2. Heat a small non-stick pan on medium heat and spray with a bit of olive oil or coconut oil spray. Add about 1/3 cup of the chickpea batter to your pan (depending on how thick you like your pancakes). Allow the pancake to cook on medium heat until bubbles begin to form in the pancake. This should take about 2-3 minutes. Then flip and cook on the other side.
3. Meanwhile, clean your mushrooms and place them on a chopping board. For the "pulled" effect, take a fork and shred the mushrooms with the fork before cooking. Then, toss the mushrooms in barbeque sauce and saute them on low heat for about 7-10 minutes or until cooked through.
4. For the salad: mix together the shredded cabbage, vinegar and mayonnaise.

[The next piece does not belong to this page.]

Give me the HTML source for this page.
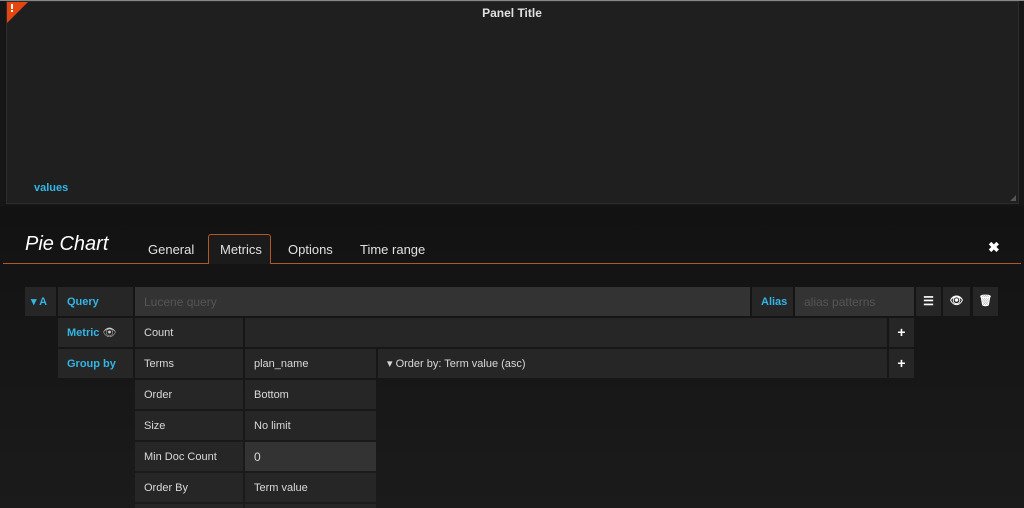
<!DOCTYPE html>
<html><head><style>
*{margin:0;padding:0;box-sizing:border-box}
html,body{width:1024px;height:508px;overflow:hidden}
body{background:#161616;font-family:"Liberation Sans",sans-serif;font-size:11px;color:#d8d9da;position:relative}
.a{position:absolute}
.c{position:absolute;background:#262626;height:29px;line-height:31px;padding-left:9px;color:#d8d9da}
.l{color:#33b5e5;font-weight:bold}
.tab{position:absolute;top:234px;height:30px;line-height:30px;font-size:13px;color:#e0e0e0}
.btn{position:absolute;background:#262626;height:29px;text-align:center;line-height:29px;color:#fff;font-weight:bold;font-size:14px}
</style></head><body>
<div class="a" style="left:0;top:0;width:1024px;height:1px;background:#888"></div>
<div class="a" style="left:6px;top:1px;width:1013px;height:203px;background:#1f1f20;border:1px solid #2c2c2c"></div>
<svg class="a" style="left:7px;top:2px" width="21" height="21"><polygon points="0,0 21,0 0,21" fill="#e5460f"/><rect x="4" y="2" width="2" height="5" fill="#fff"/><rect x="4" y="8" width="2" height="2" fill="#fff"/></svg>
<div class="a" style="left:0;top:6px;width:1024px;text-align:center;font-weight:bold;font-size:12px;color:#e0e0e0">Panel Title</div>
<div class="a l" style="left:34px;top:182px;font-size:11px">values</div>
<div class="a" style="left:1010px;top:195px;width:6px;height:6px;background:linear-gradient(135deg,transparent 50%,#555 50%)"></div>
<div class="a" style="left:0;top:206px;width:1024px;height:302px;background:linear-gradient(#121212,#1b1b1b)"></div>
<div class="a" style="left:25px;top:233px;font-size:20px;font-style:italic;color:#fff">Pie Chart</div>
<div class="a" style="left:3px;top:263px;width:1018px;height:1px;background:#b0582a"></div>
<div class="tab" style="left:148px;top:235px">General</div>
<div class="a" style="left:208px;top:234px;width:63px;height:30px;border:1px solid #b0582a;border-bottom:none;border-radius:3px 3px 0 0;background:#1b1b1b"></div>
<div class="tab" style="left:220px;top:235px">Metrics</div>
<div class="tab" style="left:288px;top:235px">Options</div>
<div class="tab" style="left:360px;top:235px">Time range</div>
<div class="a" style="left:988px;top:239px;font-size:14px;font-weight:bold;color:#fff">✖</div>

<div class="c l" style="left:25px;top:287px;width:31px;padding-left:6px">▾ A</div>
<div class="c l" style="left:58px;top:287px;width:75px">Query</div>
<div class="c" style="left:135px;top:287px;width:615px;background:#333;color:#555;font-size:12px">Lucene query</div>
<div class="c l" style="left:752px;top:287px;width:41px">Alias</div>
<div class="c" style="left:795px;top:287px;width:119px;background:#333;color:#555;font-size:12px">alias patterns</div>
<div class="btn" style="left:916px;top:287px;width:25px;font-size:12px">☰</div>
<div class="btn" style="left:943px;top:287px;width:27px;font-size:11px">👁</div>
<div class="btn" style="left:973px;top:287px;width:25px;font-size:11px">🗑</div>

<div class="c l" style="left:58px;top:318px;width:75px">Metric <span style="color:#ccc;font-weight:normal">👁</span></div>
<div class="c" style="left:135px;top:318px;width:108px">Count</div>
<div class="c" style="left:245px;top:318px;width:642px"></div>
<div class="btn" style="left:889px;top:318px;width:25px">+</div>

<div class="c l" style="left:58px;top:349px;width:75px">Group by</div>
<div class="c" style="left:135px;top:349px;width:108px">Terms</div>
<div class="c" style="left:245px;top:349px;width:131px">plan_name</div>
<div class="c" style="left:378px;top:349px;width:509px">▾ Order by: Term value (asc)</div>
<div class="btn" style="left:889px;top:349px;width:25px">+</div>

<div class="c" style="left:135px;top:380px;width:108px">Order</div>
<div class="c" style="left:245px;top:380px;width:131px">Bottom</div>
<div class="c" style="left:135px;top:411px;width:108px">Size</div>
<div class="c" style="left:245px;top:411px;width:131px">No limit</div>
<div class="c" style="left:135px;top:442px;width:108px">Min Doc Count</div>
<div class="c" style="left:245px;top:442px;width:131px;background:#333;font-size:12px">0</div>
<div class="c" style="left:135px;top:473px;width:108px">Order By</div>
<div class="c" style="left:245px;top:473px;width:131px">Term value</div>
<div class="c" style="left:135px;top:504px;width:108px;height:4px"></div>
<div class="c" style="left:245px;top:504px;width:131px;height:4px"></div>
</body></html>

Massage the dressing through the cabbage in order to tenderize it slightly. Top with the sesame seeds
5. Top each pancake with a large spoonful of the mushrooms and a 1/2 cup of the salad. Serve with some sliced cucumber, pickled jalapenos and some fresh avocado or pesto.
NOTES:
*For a meal prep option: mix together the dry ingredients for the pancakes in a big jar. You can double or triple the recipe. Then, whenever you want pancakes, just mix a portion of the dry mix with water and pop into your pan. Top with any veggies you have lying around in your fridge and enjoy.